Copy out each line of the data that holds the word "this".
::::::
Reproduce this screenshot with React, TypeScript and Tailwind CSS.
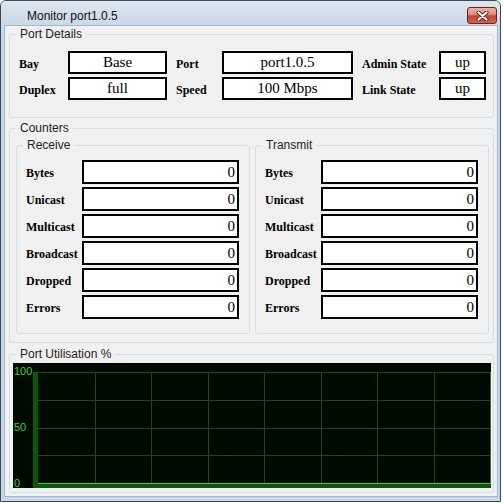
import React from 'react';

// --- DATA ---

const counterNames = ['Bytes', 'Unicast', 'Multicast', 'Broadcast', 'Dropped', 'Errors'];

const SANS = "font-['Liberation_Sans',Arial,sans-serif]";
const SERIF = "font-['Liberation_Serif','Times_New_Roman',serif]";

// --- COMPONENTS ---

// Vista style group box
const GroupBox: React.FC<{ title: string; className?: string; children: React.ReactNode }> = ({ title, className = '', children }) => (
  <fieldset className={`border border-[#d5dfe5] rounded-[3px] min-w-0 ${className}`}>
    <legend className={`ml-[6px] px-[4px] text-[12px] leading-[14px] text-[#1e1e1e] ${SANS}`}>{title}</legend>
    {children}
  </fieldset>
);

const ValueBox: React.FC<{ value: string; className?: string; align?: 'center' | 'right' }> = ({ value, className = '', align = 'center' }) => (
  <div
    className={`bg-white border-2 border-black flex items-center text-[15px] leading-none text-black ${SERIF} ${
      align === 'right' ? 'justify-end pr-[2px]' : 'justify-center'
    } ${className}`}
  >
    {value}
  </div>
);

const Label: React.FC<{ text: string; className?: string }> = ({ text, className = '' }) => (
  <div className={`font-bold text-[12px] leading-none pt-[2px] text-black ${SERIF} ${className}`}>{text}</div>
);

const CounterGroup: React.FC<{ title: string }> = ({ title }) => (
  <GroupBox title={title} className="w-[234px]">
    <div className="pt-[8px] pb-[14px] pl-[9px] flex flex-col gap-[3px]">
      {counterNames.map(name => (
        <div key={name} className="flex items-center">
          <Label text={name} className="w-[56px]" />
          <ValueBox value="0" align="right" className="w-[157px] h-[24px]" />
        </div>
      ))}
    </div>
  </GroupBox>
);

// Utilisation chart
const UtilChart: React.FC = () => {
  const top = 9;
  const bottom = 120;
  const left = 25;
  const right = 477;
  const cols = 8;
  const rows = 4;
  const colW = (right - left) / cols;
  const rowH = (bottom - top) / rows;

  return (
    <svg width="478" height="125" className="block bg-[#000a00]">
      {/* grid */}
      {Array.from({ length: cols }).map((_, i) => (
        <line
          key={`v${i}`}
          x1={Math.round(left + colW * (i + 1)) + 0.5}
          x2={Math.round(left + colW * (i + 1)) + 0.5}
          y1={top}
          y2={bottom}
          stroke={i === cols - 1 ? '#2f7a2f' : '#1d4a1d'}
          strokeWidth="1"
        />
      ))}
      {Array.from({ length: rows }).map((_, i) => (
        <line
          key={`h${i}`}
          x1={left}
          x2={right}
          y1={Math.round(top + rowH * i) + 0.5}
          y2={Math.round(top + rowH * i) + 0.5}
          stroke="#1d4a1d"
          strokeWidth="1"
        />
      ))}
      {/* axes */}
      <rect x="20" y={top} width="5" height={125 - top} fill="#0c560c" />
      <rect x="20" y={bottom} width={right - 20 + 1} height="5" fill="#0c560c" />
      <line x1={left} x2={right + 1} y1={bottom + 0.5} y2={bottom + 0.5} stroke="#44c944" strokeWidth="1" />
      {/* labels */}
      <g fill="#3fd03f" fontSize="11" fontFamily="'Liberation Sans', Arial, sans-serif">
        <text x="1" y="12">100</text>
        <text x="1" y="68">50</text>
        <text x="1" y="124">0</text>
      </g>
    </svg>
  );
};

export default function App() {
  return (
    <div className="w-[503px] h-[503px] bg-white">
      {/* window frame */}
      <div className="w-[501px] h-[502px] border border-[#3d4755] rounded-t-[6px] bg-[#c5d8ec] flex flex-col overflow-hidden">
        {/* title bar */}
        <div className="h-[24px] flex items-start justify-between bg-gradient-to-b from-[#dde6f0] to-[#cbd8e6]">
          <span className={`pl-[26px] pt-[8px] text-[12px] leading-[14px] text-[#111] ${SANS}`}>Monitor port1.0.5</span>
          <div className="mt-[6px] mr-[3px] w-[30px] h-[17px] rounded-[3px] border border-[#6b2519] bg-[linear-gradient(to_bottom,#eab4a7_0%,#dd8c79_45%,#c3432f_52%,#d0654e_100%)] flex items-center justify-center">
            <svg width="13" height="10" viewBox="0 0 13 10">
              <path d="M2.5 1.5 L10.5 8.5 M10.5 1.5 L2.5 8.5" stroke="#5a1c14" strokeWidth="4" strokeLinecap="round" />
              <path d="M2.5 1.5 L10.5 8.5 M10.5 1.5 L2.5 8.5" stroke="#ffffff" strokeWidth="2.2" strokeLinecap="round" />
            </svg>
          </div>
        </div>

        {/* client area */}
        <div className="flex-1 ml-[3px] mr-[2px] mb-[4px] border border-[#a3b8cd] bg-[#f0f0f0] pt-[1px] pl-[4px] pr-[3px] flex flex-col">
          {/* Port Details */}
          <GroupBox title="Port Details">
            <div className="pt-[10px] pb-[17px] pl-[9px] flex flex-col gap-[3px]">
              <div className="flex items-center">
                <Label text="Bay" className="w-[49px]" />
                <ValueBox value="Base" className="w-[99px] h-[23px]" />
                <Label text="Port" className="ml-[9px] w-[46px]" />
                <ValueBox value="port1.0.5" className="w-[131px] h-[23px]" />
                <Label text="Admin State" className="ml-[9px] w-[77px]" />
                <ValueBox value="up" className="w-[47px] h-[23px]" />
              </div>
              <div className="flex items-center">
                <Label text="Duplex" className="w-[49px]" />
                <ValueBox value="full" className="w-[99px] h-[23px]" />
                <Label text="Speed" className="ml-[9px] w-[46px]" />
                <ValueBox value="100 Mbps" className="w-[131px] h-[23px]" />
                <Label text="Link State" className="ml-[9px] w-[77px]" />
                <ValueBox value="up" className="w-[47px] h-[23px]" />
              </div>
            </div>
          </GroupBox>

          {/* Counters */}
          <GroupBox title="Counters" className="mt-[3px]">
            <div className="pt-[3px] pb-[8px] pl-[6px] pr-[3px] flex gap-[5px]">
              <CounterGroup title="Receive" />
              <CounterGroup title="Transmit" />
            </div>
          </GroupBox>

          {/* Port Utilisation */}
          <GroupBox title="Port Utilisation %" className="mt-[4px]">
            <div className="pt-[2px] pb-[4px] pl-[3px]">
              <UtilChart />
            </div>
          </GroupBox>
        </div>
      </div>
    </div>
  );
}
::::::
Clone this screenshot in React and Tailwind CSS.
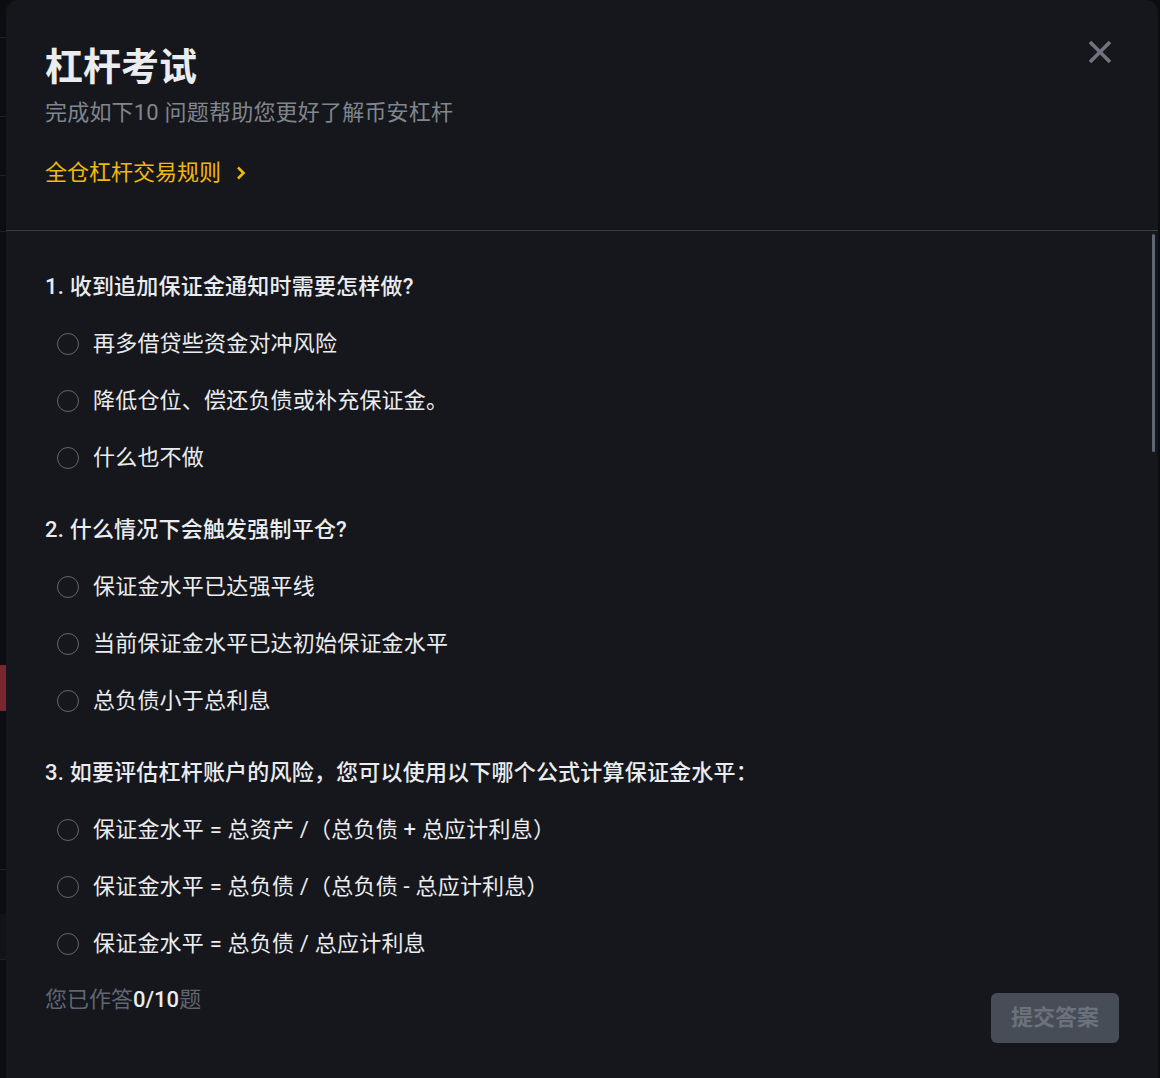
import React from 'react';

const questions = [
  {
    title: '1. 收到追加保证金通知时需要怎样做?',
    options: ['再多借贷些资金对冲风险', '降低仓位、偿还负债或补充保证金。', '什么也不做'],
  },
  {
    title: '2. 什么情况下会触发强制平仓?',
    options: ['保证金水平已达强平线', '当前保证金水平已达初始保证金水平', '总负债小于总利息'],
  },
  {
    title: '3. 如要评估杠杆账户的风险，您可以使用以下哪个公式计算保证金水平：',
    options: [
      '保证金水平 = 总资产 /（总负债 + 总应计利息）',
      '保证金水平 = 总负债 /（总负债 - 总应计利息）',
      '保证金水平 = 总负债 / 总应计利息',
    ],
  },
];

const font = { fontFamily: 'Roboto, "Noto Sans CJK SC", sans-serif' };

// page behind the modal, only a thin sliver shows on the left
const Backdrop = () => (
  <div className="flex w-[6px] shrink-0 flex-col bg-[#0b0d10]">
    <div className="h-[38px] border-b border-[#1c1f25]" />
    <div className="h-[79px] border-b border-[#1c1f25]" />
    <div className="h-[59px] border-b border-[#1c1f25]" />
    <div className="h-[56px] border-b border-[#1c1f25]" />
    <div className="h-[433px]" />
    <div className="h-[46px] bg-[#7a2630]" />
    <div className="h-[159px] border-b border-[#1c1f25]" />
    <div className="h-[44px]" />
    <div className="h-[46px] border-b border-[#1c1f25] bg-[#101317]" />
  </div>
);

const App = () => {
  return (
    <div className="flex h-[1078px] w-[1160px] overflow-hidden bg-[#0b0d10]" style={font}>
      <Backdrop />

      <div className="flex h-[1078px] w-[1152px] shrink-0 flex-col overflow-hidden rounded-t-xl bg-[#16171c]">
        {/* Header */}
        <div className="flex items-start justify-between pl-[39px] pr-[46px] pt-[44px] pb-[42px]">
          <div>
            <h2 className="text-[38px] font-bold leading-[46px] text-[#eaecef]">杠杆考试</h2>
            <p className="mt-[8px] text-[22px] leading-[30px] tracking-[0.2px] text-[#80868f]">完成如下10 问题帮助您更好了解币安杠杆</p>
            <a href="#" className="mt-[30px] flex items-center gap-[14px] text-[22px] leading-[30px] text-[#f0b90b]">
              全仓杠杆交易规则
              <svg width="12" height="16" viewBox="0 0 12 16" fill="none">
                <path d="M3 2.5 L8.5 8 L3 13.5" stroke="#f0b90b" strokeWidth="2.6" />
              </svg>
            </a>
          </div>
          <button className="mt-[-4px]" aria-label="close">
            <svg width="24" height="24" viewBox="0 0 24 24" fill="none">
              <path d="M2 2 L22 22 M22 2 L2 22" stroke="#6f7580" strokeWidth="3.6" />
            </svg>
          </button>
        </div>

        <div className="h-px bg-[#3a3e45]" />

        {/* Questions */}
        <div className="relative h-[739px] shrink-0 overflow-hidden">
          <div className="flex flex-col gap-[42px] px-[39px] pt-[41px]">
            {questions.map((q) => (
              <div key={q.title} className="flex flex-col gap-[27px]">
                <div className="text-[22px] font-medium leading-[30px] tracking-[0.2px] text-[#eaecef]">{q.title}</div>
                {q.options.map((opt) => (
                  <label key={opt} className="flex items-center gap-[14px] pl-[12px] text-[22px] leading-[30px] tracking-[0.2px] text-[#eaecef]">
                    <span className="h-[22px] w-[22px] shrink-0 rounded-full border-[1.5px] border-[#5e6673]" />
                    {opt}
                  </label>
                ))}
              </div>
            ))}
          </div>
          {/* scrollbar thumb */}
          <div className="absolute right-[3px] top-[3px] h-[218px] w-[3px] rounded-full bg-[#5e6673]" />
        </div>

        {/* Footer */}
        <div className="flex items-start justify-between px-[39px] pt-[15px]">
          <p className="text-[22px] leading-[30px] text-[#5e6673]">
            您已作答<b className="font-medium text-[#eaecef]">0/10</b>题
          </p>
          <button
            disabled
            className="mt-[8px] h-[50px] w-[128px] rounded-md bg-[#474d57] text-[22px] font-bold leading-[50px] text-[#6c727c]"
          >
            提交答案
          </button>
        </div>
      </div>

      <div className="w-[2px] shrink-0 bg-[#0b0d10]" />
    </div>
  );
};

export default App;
::::::
▶ **Output below**:
Reproduce this screenshot with React, TypeScript and Tailwind CSS.
Clone this screenshot in React and Tailwind CSS.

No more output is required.